Start Source data

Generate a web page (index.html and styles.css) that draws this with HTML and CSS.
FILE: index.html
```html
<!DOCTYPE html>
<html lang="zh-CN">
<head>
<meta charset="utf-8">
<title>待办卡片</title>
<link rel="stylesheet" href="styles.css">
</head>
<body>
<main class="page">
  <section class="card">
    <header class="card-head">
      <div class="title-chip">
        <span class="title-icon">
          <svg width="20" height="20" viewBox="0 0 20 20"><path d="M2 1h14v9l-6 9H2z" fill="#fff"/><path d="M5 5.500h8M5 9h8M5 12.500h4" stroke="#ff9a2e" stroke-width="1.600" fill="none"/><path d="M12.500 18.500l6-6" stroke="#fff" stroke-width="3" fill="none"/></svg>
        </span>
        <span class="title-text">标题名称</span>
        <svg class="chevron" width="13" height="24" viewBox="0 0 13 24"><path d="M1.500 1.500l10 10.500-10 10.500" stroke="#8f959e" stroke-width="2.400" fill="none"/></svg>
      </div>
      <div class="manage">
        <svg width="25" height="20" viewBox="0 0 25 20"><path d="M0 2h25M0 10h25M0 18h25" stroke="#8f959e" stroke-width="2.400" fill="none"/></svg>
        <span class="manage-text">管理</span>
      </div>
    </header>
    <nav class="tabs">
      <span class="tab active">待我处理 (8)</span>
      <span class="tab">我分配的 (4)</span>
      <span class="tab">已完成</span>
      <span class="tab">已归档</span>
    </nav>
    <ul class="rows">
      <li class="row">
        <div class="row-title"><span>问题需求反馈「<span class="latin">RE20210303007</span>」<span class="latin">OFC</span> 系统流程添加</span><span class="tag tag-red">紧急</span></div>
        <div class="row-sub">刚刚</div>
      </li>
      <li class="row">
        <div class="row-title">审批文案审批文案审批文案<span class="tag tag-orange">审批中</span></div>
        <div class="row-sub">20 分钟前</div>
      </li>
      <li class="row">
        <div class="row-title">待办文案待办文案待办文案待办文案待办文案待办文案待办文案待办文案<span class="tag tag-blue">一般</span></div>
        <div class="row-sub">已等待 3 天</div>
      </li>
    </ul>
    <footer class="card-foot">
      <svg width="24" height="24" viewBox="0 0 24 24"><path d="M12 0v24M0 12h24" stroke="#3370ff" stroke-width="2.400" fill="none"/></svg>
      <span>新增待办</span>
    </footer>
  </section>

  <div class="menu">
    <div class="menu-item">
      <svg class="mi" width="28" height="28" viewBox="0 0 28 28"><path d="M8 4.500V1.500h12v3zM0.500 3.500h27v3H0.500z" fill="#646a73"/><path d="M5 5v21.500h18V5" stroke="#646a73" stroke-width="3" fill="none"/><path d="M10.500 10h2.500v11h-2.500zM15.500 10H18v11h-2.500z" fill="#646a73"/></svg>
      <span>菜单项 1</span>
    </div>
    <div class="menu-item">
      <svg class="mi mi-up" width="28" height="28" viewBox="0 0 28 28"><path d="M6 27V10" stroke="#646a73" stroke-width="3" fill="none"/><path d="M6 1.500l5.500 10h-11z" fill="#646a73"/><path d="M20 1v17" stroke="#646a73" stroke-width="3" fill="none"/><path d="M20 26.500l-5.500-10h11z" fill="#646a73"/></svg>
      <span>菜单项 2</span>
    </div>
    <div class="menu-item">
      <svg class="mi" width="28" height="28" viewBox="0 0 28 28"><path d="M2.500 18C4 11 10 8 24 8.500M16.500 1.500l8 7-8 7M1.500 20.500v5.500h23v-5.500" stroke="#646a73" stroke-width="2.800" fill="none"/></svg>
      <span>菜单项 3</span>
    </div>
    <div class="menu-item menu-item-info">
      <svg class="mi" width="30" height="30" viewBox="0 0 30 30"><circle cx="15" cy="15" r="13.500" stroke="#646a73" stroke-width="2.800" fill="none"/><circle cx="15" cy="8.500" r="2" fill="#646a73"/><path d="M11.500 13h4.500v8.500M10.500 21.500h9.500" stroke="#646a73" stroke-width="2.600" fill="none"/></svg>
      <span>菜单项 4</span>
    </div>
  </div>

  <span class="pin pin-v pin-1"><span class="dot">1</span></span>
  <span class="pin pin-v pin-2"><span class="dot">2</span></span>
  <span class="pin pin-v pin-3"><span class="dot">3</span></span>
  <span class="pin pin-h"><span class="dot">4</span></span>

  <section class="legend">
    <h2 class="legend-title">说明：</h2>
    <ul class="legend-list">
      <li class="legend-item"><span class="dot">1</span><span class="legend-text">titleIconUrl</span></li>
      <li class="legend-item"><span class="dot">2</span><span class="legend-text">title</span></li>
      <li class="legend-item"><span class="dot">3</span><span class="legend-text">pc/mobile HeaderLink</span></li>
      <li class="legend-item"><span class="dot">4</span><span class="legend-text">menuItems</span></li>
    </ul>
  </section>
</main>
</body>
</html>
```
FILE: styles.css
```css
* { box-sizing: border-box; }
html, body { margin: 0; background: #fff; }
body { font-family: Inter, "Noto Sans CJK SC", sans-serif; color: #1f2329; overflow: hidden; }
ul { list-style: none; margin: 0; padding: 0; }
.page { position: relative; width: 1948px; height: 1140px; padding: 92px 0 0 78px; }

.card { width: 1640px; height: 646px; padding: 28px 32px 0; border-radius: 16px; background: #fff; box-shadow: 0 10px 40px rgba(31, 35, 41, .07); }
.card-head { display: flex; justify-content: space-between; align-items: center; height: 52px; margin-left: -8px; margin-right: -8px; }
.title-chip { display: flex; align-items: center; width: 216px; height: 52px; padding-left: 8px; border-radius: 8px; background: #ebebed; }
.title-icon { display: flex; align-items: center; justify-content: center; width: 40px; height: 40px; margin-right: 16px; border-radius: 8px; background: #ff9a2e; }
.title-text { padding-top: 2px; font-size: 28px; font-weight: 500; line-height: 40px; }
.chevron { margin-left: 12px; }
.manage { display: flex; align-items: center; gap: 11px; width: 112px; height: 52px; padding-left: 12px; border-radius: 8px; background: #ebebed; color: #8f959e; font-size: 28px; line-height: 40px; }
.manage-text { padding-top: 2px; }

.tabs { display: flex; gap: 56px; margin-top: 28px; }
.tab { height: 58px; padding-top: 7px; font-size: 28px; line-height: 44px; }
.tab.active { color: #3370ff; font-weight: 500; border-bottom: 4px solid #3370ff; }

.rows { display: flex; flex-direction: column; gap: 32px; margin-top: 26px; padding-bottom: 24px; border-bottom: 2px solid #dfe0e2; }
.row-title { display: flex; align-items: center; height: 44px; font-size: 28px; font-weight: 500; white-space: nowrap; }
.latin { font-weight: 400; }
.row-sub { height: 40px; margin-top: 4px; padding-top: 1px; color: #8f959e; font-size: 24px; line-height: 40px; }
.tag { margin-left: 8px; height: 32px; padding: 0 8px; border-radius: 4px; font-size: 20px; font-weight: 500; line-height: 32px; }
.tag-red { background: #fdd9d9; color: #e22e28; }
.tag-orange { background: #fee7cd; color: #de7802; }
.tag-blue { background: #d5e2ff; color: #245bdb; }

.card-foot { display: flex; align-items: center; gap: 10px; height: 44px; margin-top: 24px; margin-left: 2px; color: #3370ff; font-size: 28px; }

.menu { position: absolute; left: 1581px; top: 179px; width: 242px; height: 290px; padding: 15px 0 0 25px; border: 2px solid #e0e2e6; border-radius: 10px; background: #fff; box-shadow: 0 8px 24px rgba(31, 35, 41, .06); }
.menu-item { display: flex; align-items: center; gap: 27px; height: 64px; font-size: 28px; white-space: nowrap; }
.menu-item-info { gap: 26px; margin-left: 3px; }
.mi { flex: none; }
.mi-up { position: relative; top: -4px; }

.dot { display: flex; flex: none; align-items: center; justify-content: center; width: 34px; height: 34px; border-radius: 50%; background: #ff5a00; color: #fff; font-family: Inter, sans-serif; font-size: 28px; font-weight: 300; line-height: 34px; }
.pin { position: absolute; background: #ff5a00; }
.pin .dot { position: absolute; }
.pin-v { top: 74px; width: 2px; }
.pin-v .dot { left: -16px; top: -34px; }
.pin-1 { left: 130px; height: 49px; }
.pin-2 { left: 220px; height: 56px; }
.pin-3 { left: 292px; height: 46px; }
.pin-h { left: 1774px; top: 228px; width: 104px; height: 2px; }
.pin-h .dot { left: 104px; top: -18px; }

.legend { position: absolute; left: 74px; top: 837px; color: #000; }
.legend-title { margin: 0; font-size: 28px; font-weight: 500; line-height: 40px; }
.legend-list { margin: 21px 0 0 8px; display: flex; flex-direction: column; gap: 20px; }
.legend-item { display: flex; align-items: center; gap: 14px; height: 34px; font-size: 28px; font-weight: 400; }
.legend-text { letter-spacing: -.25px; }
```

End Source data

→ Set task
Find the lines holding "styles" and list every one.

→ Task solution
Generate a web page (index.html and styles.css) that draws this with HTML and CSS.
<link rel="stylesheet" href="styles.css">
FILE: styles.css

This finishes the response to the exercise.